======== PROVIDED DATA ========

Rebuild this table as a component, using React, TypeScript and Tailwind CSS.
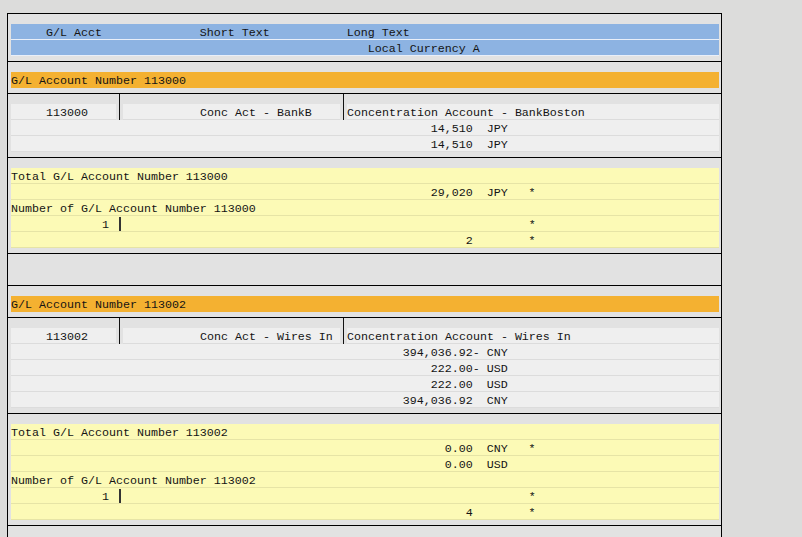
type Seg = [number, string];

// place text segments on a fixed character grid (7px per column)
function line(segs: Seg[]): string {
  let out = '';
  for (const [col, text] of segs) {
    while (out.length < col) out += ' ';
    out += text;
  }
  return out;
}

type Row =
  | { kind: 'text'; segs: Seg[] }
  | { kind: 'cells'; acct: string; short: string; long: string }
  | { kind: 'count'; n: string; star: boolean };

interface Section {
  tone: 'blue' | 'orange' | 'gray' | 'yellow' | 'empty';
  rows: Row[];
}

const tones = {
  blue: 'bg-[#8db3e2] border-[#e9eff9]',
  orange: 'bg-[#f4b131] border-[#f4b131]',
  gray: 'bg-[#efefef] border-[#dcdcdc]',
  yellow: 'bg-[#fcfab6] border-[#e6e4a6]',
  empty: 'bg-transparent border-transparent',
};

const sections: Section[] = [
  {
    tone: 'blue',
    rows: [
      { kind: 'text', segs: [[5, 'G/L Acct'], [27, 'Short Text'], [48, 'Long Text']] },
      { kind: 'text', segs: [[51, 'Local Currency A']] },
    ],
  },
  { tone: 'orange', rows: [{ kind: 'text', segs: [[0, 'G/L Account Number 113000']] }] },
  {
    tone: 'gray',
    rows: [
      { kind: 'cells', acct: '113000', short: 'Conc Act - BankB', long: 'Concentration Account - BankBoston' },
      { kind: 'text', segs: [[60, '14,510'], [68, 'JPY']] },
      { kind: 'text', segs: [[60, '14,510'], [68, 'JPY']] },
    ],
  },
  {
    tone: 'yellow',
    rows: [
      { kind: 'text', segs: [[0, 'Total G/L Account Number 113000']] },
      { kind: 'text', segs: [[60, '29,020'], [68, 'JPY'], [74, '*']] },
      { kind: 'text', segs: [[0, 'Number of G/L Account Number 113000']] },
      { kind: 'count', n: '1', star: true },
      { kind: 'text', segs: [[65, '2'], [74, '*']] },
    ],
  },
  { tone: 'empty', rows: [{ kind: 'text', segs: [] }] },
  { tone: 'orange', rows: [{ kind: 'text', segs: [[0, 'G/L Account Number 113002']] }] },
  {
    tone: 'gray',
    rows: [
      { kind: 'cells', acct: '113002', short: 'Conc Act - Wires In', long: 'Concentration Account - Wires In' },
      { kind: 'text', segs: [[56, '394,036.92-'], [68, 'CNY']] },
      { kind: 'text', segs: [[60, '222.00-'], [68, 'USD']] },
      { kind: 'text', segs: [[60, '222.00'], [68, 'USD']] },
      { kind: 'text', segs: [[56, '394,036.92'], [68, 'CNY']] },
    ],
  },
  {
    tone: 'yellow',
    rows: [
      { kind: 'text', segs: [[0, 'Total G/L Account Number 113002']] },
      { kind: 'text', segs: [[62, '0.00'], [68, 'CNY'], [74, '*']] },
      { kind: 'text', segs: [[62, '0.00'], [68, 'USD']] },
      { kind: 'text', segs: [[0, 'Number of G/L Account Number 113002']] },
      { kind: 'count', n: '1', star: true },
      { kind: 'text', segs: [[65, '4'], [74, '*']] },
    ],
  },
];

const txt = 'whitespace-pre leading-[14px] pt-[2px]';

function Divider({ tall }: { tall?: boolean }) {
  return (
    <div className={`w-[7px] flex justify-center ${tall ? 'h-[26px] -mt-[10px]' : 'h-[16px]'}`}>
      <div className={tall ? 'w-px h-full bg-[#111]' : 'w-[2px] h-[14px] mt-[1px] bg-[#333]'} />
    </div>
  );
}

function RowView({ row, tone }: { row: Row; tone: Section['tone'] }) {
  const c = tones[tone];
  if (row.kind === 'cells') {
    return (
      <div className="flex items-start h-[16px]">
        <div className={`w-[105px] h-[16px] border-b ${c} ${txt}`}>{line([[5, row.acct]])}</div>
        <Divider tall />
        <div className={`w-[217px] h-[16px] border-b ${c} ${txt}`}>{line([[11, row.short]])}</div>
        <Divider tall />
        <div className={`flex-1 h-[16px] border-b ${c} ${txt}`}>{row.long}</div>
      </div>
    );
  }
  if (row.kind === 'count') {
    return (
      <div className={`flex h-[16px] border-b ${c}`}>
        <div className={`w-[105px] ${txt}`}>{line([[13, row.n]])}</div>
        <Divider />
        <div className={`flex-1 ${txt}`}>{row.star ? line([[58, '*']]) : ''}</div>
      </div>
    );
  }
  return <div className={`h-[16px] border-b ${c} ${txt}`}>{line(row.segs)}</div>;
}

export default function App() {
  return (
    <div className="w-[802px] h-[537px] overflow-hidden bg-[#dcdcdb] pt-[13px] pl-[7px]">
      <div
        className="w-[715px] border border-black bg-[#e2e2e2] text-[11.667px] text-[#141414]"
        style={{ fontFamily: '"Liberation Mono", "DejaVu Sans Mono", monospace' }}
      >
        {sections.map((s, i) => (
          <div key={i} className={`pt-[10px] pb-[5px] pl-[3px] pr-[2px] ${i > 0 ? 'border-t border-black' : ''}`}>
            {s.rows.map((r, j) => (
              <RowView key={j} row={r} tone={s.tone} />
            ))}
          </div>
        ))}
        <div className="border-t border-black h-[60px]" />
      </div>
    </div>
  );
}
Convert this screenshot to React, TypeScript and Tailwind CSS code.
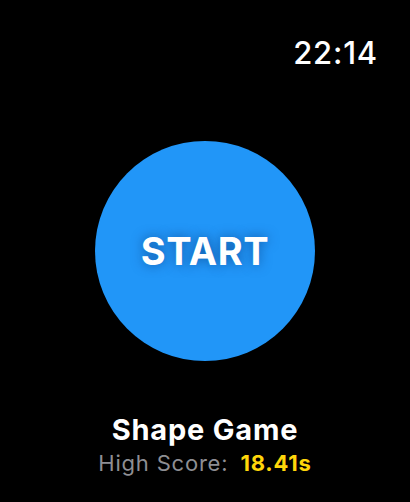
export default function App() {
    return (
        <main className="flex h-[502px] w-[410px] flex-col bg-black font-['Inter','Liberation_Sans',sans-serif] text-white">
            <header className="flex justify-end pt-[37px] pr-[32px]">
                <span className="text-[31px] leading-none font-medium tracking-[0.8px]">22:14</span>
            </header>

            <div className="flex justify-center pt-[73px]">
                <button className="flex size-[220px] items-center justify-center rounded-full bg-[#2196f8]">
                    <span className="text-[38px] leading-none font-bold tracking-[0.6px] [text-shadow:0_0_12px_rgba(0,40,100,0.55)]">
                        START
                    </span>
                </button>
            </div>

            <footer className="flex flex-col items-center pt-[54px]">
                <h1 className="text-[29px] leading-none font-bold tracking-[0.8px]">Shape Game</h1>
                <p className="mt-[8px] text-[22px] leading-none tracking-[0.8px]">
                    <span className="text-[#8e8e93]">High Score:</span>
                    <span className="ml-[12px] font-bold text-[#ffd60a]">18.41s</span>
                </p>
            </footer>
        </main>
    );
}
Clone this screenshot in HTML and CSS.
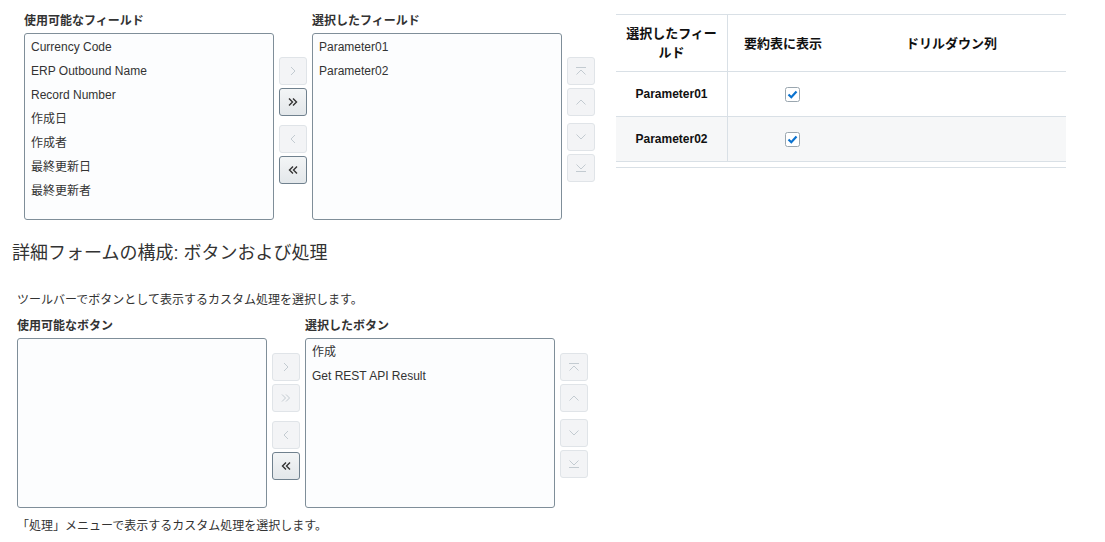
FILE: index.html
```html
<!DOCTYPE html>
<html lang="ja">
<head>
  <meta charset="UTF-8" />
  <title>詳細フォームの構成</title>
  <link rel="stylesheet" href="styles.css">
</head>
<body>
  <div class="fields">
    <div class="shuttle">
      <div class="pane">
        <div class="pane-label">使用可能なフィールド</div>
        <div class="listbox">
          <div class="listbox-item">Currency Code</div>
          <div class="listbox-item">ERP Outbound Name</div>
          <div class="listbox-item">Record Number</div>
          <div class="listbox-item">作成日</div>
          <div class="listbox-item">作成者</div>
          <div class="listbox-item">最終更新日</div>
          <div class="listbox-item">最終更新者</div>
        </div>
      </div>
      <div class="btn-col">
        <div class="btn-group">
          <div class="sbtn disabled"><svg width="10" height="10" viewBox="0 0 10 10"><polyline points="3,1 7,5 3,9" /></svg></div>
          <div class="sbtn"><svg width="12" height="10" viewBox="0 0 12 10"><polyline points="2,1.5 5.5,5 2,8.5" /><polyline points="6,1.5 9.5,5 6,8.5" /></svg></div>
        </div>
        <div class="btn-group">
          <div class="sbtn disabled"><svg width="10" height="10" viewBox="0 0 10 10"><polyline points="7,1 3,5 7,9" /></svg></div>
          <div class="sbtn"><svg width="12" height="10" viewBox="0 0 12 10"><polyline points="6,1.5 2.5,5 6,8.5" /><polyline points="10,1.5 6.5,5 10,8.5" /></svg></div>
        </div>
      </div>
      <div class="pane">
        <div class="pane-label">選択したフィールド</div>
        <div class="listbox">
          <div class="listbox-item">Parameter01</div>
          <div class="listbox-item">Parameter02</div>
        </div>
      </div>
      <div class="btn-col reorder">
        <div class="btn-group">
          <div class="sbtn disabled"><svg width="12" height="10" viewBox="0 0 12 10"><line x1="1" y1="1.5" x2="11" y2="1.5" /><polyline points="1.5,8.5 6,4 10.5,8.5" /></svg></div>
          <div class="sbtn disabled"><svg width="12" height="10" viewBox="0 0 12 10"><polyline points="1.5,7.5 6,3 10.5,7.5" /></svg></div>
        </div>
        <div class="btn-group">
          <div class="sbtn disabled"><svg width="12" height="10" viewBox="0 0 12 10"><polyline points="1.5,2.5 6,7 10.5,2.5" /></svg></div>
          <div class="sbtn disabled"><svg width="12" height="10" viewBox="0 0 12 10"><polyline points="1.5,1.5 6,6 10.5,1.5" /><line x1="1" y1="8.5" x2="11" y2="8.5" /></svg></div>
        </div>
      </div>
    </div>

    <div class="summary">
      <table class="summary-table">
        <tr>
          <th class="col-field">選択したフィールド</th>
          <th class="col-show">要約表に表示</th>
          <th class="col-drill">ドリルダウン列</th>
        </tr>
        <tr>
          <td class="col-field">Parameter01</td>
          <td class="col-show"><span class="check"><svg width="15" height="15" viewBox="0 0 15 15"><rect x="0.5" y="0.5" width="14" height="14" rx="2" /><polyline points="3.5,7.5 6.3,10.2 11.5,4.5" /></svg></span></td>
          <td></td>
        </tr>
        <tr class="striped">
          <td class="col-field">Parameter02</td>
          <td class="col-show"><span class="check"><svg width="15" height="15" viewBox="0 0 15 15"><rect x="0.5" y="0.5" width="14" height="14" rx="2" /><polyline points="3.5,7.5 6.3,10.2 11.5,4.5" /></svg></span></td>
          <td></td>
        </tr>
      </table>
    </div>
  </div>

  <div class="buttons-section">
    <h2 class="section-title">詳細フォームの構成: ボタンおよび処理</h2>
    <p class="hint">ツールバーでボタンとして表示するカスタム処理を選択します。</p>
    <div class="shuttle small">
      <div class="pane">
        <div class="pane-label">使用可能なボタン</div>
        <div class="listbox"></div>
      </div>
      <div class="btn-col">
        <div class="btn-group">
          <div class="sbtn disabled"><svg width="10" height="10" viewBox="0 0 10 10"><polyline points="3,1 7,5 3,9" /></svg></div>
          <div class="sbtn disabled"><svg width="12" height="10" viewBox="0 0 12 10"><polyline points="2,1.5 5.5,5 2,8.5" /><polyline points="6,1.5 9.5,5 6,8.5" /></svg></div>
        </div>
        <div class="btn-group">
          <div class="sbtn disabled"><svg width="10" height="10" viewBox="0 0 10 10"><polyline points="7,1 3,5 7,9" /></svg></div>
          <div class="sbtn"><svg width="12" height="10" viewBox="0 0 12 10"><polyline points="6,1.5 2.5,5 6,8.5" /><polyline points="10,1.5 6.5,5 10,8.5" /></svg></div>
        </div>
      </div>
      <div class="pane">
        <div class="pane-label">選択したボタン</div>
        <div class="listbox">
          <div class="listbox-item">作成</div>
          <div class="listbox-item">Get REST API Result</div>
        </div>
      </div>
      <div class="btn-col reorder">
        <div class="btn-group">
          <div class="sbtn disabled"><svg width="12" height="10" viewBox="0 0 12 10"><line x1="1" y1="1.5" x2="11" y2="1.5" /><polyline points="1.5,8.5 6,4 10.5,8.5" /></svg></div>
          <div class="sbtn disabled"><svg width="12" height="10" viewBox="0 0 12 10"><polyline points="1.5,7.5 6,3 10.5,7.5" /></svg></div>
        </div>
        <div class="btn-group">
          <div class="sbtn disabled"><svg width="12" height="10" viewBox="0 0 12 10"><polyline points="1.5,2.5 6,7 10.5,2.5" /></svg></div>
          <div class="sbtn disabled"><svg width="12" height="10" viewBox="0 0 12 10"><polyline points="1.5,1.5 6,6 10.5,1.5" /><line x1="1" y1="8.5" x2="11" y2="8.5" /></svg></div>
        </div>
      </div>
    </div>
    <p class="hint bottom">「処理」メニューで表示するカスタム処理を選択します。</p>
  </div>
</body>
</html>
```

FILE: styles.css
```css
body {
  font-family: "Liberation Sans", Arial, "Noto Sans CJK JP", sans-serif;
  font-size: 12px;
  color: #333;
  margin: 0;
  background: #fff;
}
.fields {
  display: flex;
  align-items: flex-start;
  padding: 13px 0 0 24px;
}
.shuttle {
  display: flex;
  align-items: flex-start;
}
.pane-label {
  font-weight: bold;
  line-height: 16px;
  margin-bottom: 4px;
}
.listbox {
  width: 250px;
  height: 187px;
  box-sizing: border-box;
  border: 1px solid #7f8e99;
  border-radius: 3px;
  background: #fcfdfe;
  padding: 1px 6px;
}
.small .listbox {
  height: 170px;
}
.listbox-item {
  line-height: 24px;
  white-space: nowrap;
}
.btn-col {
  display: flex;
  flex-direction: column;
  gap: 9px;
  margin: 44px 5px 0;
}
.small .btn-col {
  margin-top: 35px;
}
.btn-col.reorder {
  gap: 7px;
}
.btn-group {
  display: flex;
  flex-direction: column;
  gap: 3px;
}
.sbtn {
  width: 28px;
  height: 28px;
  box-sizing: border-box;
  border: 1px solid #70818e;
  border-radius: 3px;
  background: linear-gradient(#f3f5f6, #e3e7ea);
  display: flex;
  align-items: center;
  justify-content: center;
}
.sbtn svg {
  fill: none;
  stroke: #333;
  stroke-width: 1.4;
}
.sbtn.disabled {
  border-color: #e0e4e8;
  background: #f3f4f6;
}
.sbtn.disabled svg {
  stroke: #c3cbd1;
  stroke-width: 1;
}
.summary {
  margin: 1px 0 0 16px;
  width: 450px;
  border-bottom: 1px solid #d9e0e6;
  padding-bottom: 5px;
}
.summary-table {
  width: 100%;
  border-collapse: collapse;
  border-top: 1px solid #d9e0e6;
  color: #111;
}
.summary-table th {
  font-size: 13px;
  font-weight: bold;
  height: 56px;
  line-height: 19px;
  padding: 0 8px;
  text-align: center;
  border-bottom: 1px solid #d9e0e6;
}
.summary-table td {
  height: 44px;
  padding: 0;
  text-align: center;
  font-weight: bold;
  border-bottom: 1px solid #d9e0e6;
}
.summary-table .col-field {
  width: 95px;
  border-right: 1px solid #d9e0e6;
}
.summary-table th.col-show {
  width: 102px;
  padding: 0 23px 0 4px;
}
.summary-table th.col-drill {
  padding-right: 28px;
}
.striped td {
  background: #f6f7f8;
}
.check {
  display: inline-block;
  vertical-align: middle;
  height: 15px;
}
.check rect {
  fill: #fff;
  stroke: #9aa6af;
}
.check polyline {
  fill: none;
  stroke: #0a72cf;
  stroke-width: 2.2;
}
.buttons-section {
  padding-left: 17px;
}
.section-title {
  font-size: 18px;
  font-weight: normal;
  line-height: 24px;
  margin: 21px 0 0 -5px;
}
.hint {
  line-height: 16px;
  margin: 27px 0 10px;
}
.hint.bottom {
  margin: 10px 0 0;
}
```
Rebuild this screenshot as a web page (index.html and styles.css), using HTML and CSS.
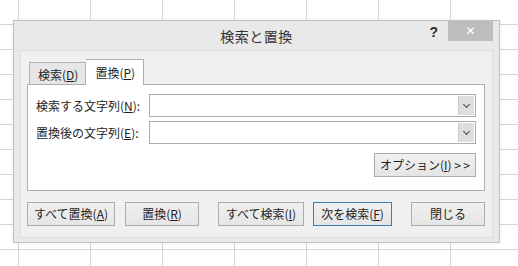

========

Check each line of the data above for the string "React" and report only how many lines have it.

TASK SOLUTION ▸ 2